Immediately after being sworn in as Governor of Alaska, Palin and her husband and several senior aides conducted what amounted to a rogue investigation into suspicions that Wooten was faking a job-related injury as a state trooper, according to state documents, law enforcement officials and former aides to Palin.

The investigation was conducted using the resources of Gov. Palin’s office and had the goal of destroying Mike Wooten’s career with the Alaska state troopers, the documents and the interviews reveal.

A little-noticed passage in a transcript of a conversation between Frank Bailey, Palin’s director of boards and commissions, and Alaska State Trooper Lt. Rodney Dial shows that Palin’s office had developed information against Wooten that was turned over to the state’s worker’s compensation board, purportedly to prove that Wooten was not too sick or injured to work.

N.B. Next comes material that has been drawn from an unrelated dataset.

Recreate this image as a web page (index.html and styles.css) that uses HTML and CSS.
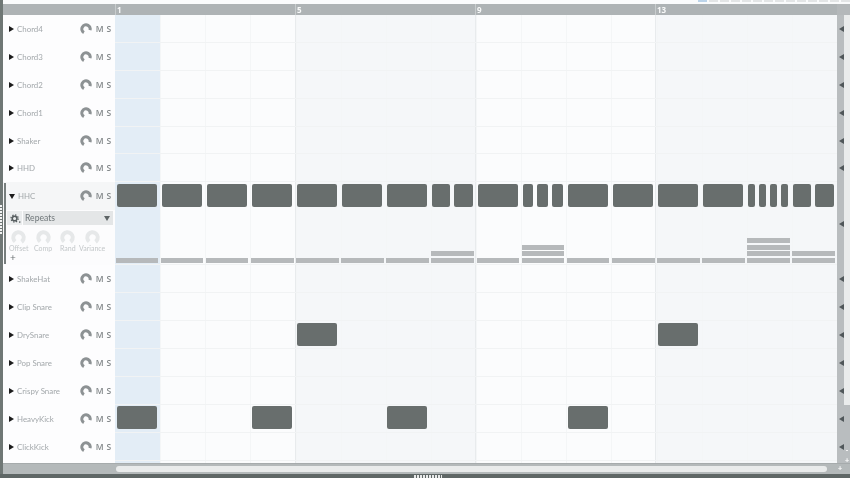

In the Feb. 28, 2008, conversation with Dial, Bailey disclosed that Gov. Palin and her husband had uncovered information about the trooper that was not publicly available and had collected statements about Wooten going “snowmachining” when he was out on workers comp for a back injury.

“The situation where [Wooten] declared workers comp, but then was caught on an eight-mile snowmachining [sic] trip days – days after, you know, that – that started coming up there,” Bailey said. “So we collected statements that we forwarded on to worker’s comp.”

In January 2007, the same month Wooten began collecting workers comp benefits and less than 30 days into Palin’s term as governor, Todd Palin invited new public safety commissioner Monegan to the governor’s office, where Todd Palin urged Monegan to reopen the Wooten case. After checking on it, Monegan said he informed Todd Palin that he couldn’t do anything because the case was closed.

In an interview with the Washington Post, Monegan said that a few days later, the governor also called him about the Wooten matter and he gave her the same answer. Monegan said Gov. Palin brought the issue up again in a February 2007 meeting at the state capitol, prompting a warning that she should back off.